Poor maintenance performance

As a starting point, if your property manager is failing to address maintenance requirements as detailed in your rental agreement, or if the property is not maintained to ensure a safe and healthy environment, your tenants may have the right to break the lease without penalty, leaving you out of pocket and in search of new tenants.

Secondly if they fail to address urgent maintenance issues as directed by yourself, you could lose thousands of dollars in repair costs because of their lack of action.

Limited service offering

Some property management companies provide a limited range of services and, while they may then also charge less, this isn’t the best service model. Some management companies only manage rental payments and certain maintenance tasks and leave the advertising, tenant screening, inspections and rental appraisals up to the landlord.

Best-of-breed property management includes the full list of responsibilities detailed above and, considering their expenses are often tax deductible, if your current property manager isn’t providing these services it may be time to make a switch.

Lack of property management expertise

Does your property manager have the experience to attract and screen potential tenants, do thorough reference checks, and review potential tenants’ rental history?

Experienced property managers, like the ones working at LJ Hooker, see hundreds of rental applications every month, and are experienced at attracting and identifying the best tenants.

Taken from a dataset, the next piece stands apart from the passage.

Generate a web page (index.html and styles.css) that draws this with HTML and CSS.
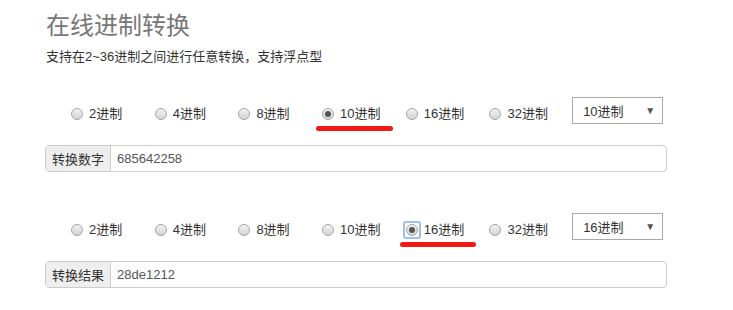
FILE: index.html
```html
<!DOCTYPE html>
<html lang="zh-CN">
<head>
<meta charset="utf-8">
<title>在线进制转换</title>
<link rel="stylesheet" href="styles.css">
</head>
<body>
<div class="page">
  <h1 class="title">在线进制转换</h1>
  <p class="desc">支持在2~36进制之间进行任意转换，支持浮点型</p>

  <div class="radio-row row-first">
    <div class="opt"><span class="inner"><span class="dot"></span><span class="lbl">2进制</span></span></div>
    <div class="opt"><span class="inner"><span class="dot"></span><span class="lbl">4进制</span></span></div>
    <div class="opt"><span class="inner"><span class="dot"></span><span class="lbl">8进制</span></span></div>
    <div class="opt"><span class="inner marked"><span class="dot checked"></span><span class="lbl">10进制</span></span></div>
    <div class="opt"><span class="inner"><span class="dot"></span><span class="lbl">16进制</span></span></div>
    <div class="opt"><span class="inner"><span class="dot"></span><span class="lbl">32进制</span></span></div>
    <div class="sel"><span class="sel-text">10进制</span><span class="arrow">▼</span></div>
  </div>

  <div class="group group-first">
    <span class="addon">转换数字</span>
    <span class="field">685642258</span>
  </div>

  <div class="radio-row row-second">
    <div class="opt"><span class="inner"><span class="dot"></span><span class="lbl">2进制</span></span></div>
    <div class="opt"><span class="inner"><span class="dot"></span><span class="lbl">4进制</span></span></div>
    <div class="opt"><span class="inner"><span class="dot"></span><span class="lbl">8进制</span></span></div>
    <div class="opt"><span class="inner"><span class="dot"></span><span class="lbl">10进制</span></span></div>
    <div class="opt"><span class="inner marked"><span class="dot checked focused"></span><span class="lbl">16进制</span></span></div>
    <div class="opt"><span class="inner"><span class="dot"></span><span class="lbl">32进制</span></span></div>
    <div class="sel"><span class="sel-text">16进制</span><span class="arrow">▼</span></div>
  </div>

  <div class="group group-second">
    <span class="addon">转换结果</span>
    <span class="field">28de1212</span>
  </div>
</div>
</body>
</html>
```

FILE: styles.css
```css
html, body {
  margin: 0;
  padding: 0;
  background: #fff;
}
body {
  font-family: "Liberation Sans", "Noto Sans CJK SC", sans-serif;
  font-size: 13px;
  color: #333;
}
.page {
  padding-left: 45px;
  width: 623px;
}
.title {
  margin: 10px 0 0 1px;
  font-size: 24px;
  line-height: 32px;
  font-weight: normal;
  color: #777;
}
.desc {
  margin: 6px 0 0 1px;
  font-size: 13px;
  line-height: 18px;
  color: #333;
}
.radio-row {
  display: flex;
  align-items: center;
  padding-left: 26px;
  height: 27px;
}
.row-first { margin-top: 31px; }
.row-second { margin-top: 41px; }
.opt {
  width: 83.7px;
  flex: none;
  padding-top: 6px;
}
.inner {
  position: relative;
  display: inline-flex;
  align-items: center;
  height: 18px;
}
.marked::after {
  content: "";
  position: absolute;
  left: -6px;
  right: -12px;
  top: 21px;
  height: 5px;
  border-radius: 3px;
  background: #f41a14;
}
.dot {
  box-sizing: border-box;
  width: 12px;
  height: 12px;
  border-radius: 50%;
  border: 1px solid #a6a6a6;
  background: linear-gradient(#f2f2f2, #d4d4d4);
  position: relative;
  flex: none;
}
.dot.checked::before {
  content: "";
  position: absolute;
  left: 2px;
  top: 2px;
  width: 6px;
  height: 6px;
  border-radius: 50%;
  background: #555;
}
.dot.focused::after {
  content: "";
  position: absolute;
  left: -4px;
  top: -4px;
  width: 14px;
  height: 14px;
  border: 2px solid #9dbff2;
  border-radius: 3px;
}
.lbl {
  margin-left: 6px;
  line-height: 18px;
  color: #333;
}
.sel {
  box-sizing: border-box;
  flex: none;
  width: 91px;
  height: 27px;
  margin-left: -1px;
  border: 1px solid #aaa;
  display: flex;
  align-items: center;
  justify-content: space-between;
  padding: 0 7px 0 10px;
  color: #333;
}
.arrow {
  font-size: 10px;
  color: #555;
}
.group {
  box-sizing: border-box;
  display: flex;
  width: 622px;
  height: 27px;
  border: 1px solid #ccc;
  border-radius: 4px;
  overflow: hidden;
}
.group-first { margin-top: 21px; }
.group-second { margin-top: 21px; }
.addon {
  display: flex;
  align-items: center;
  padding: 0 6px;
  background: #eee;
  border-right: 1px solid #ccc;
  color: #333;
}
.field {
  display: flex;
  align-items: center;
  padding-left: 6px;
  color: #555;
}
```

While you have the final say as to who rents your property, if your property manager lacks these important skills and you’re finding the quality of tenants put forward to you for consideration aren’t appropriate, it may be time to look for a more experienced management team.

Do they inform you of legislative changes?

Is your property manager up to date with the constantly changing legal requirements? Are they attending training and education programs to stay across any legal changes and advising you as to how this may affect you and your property?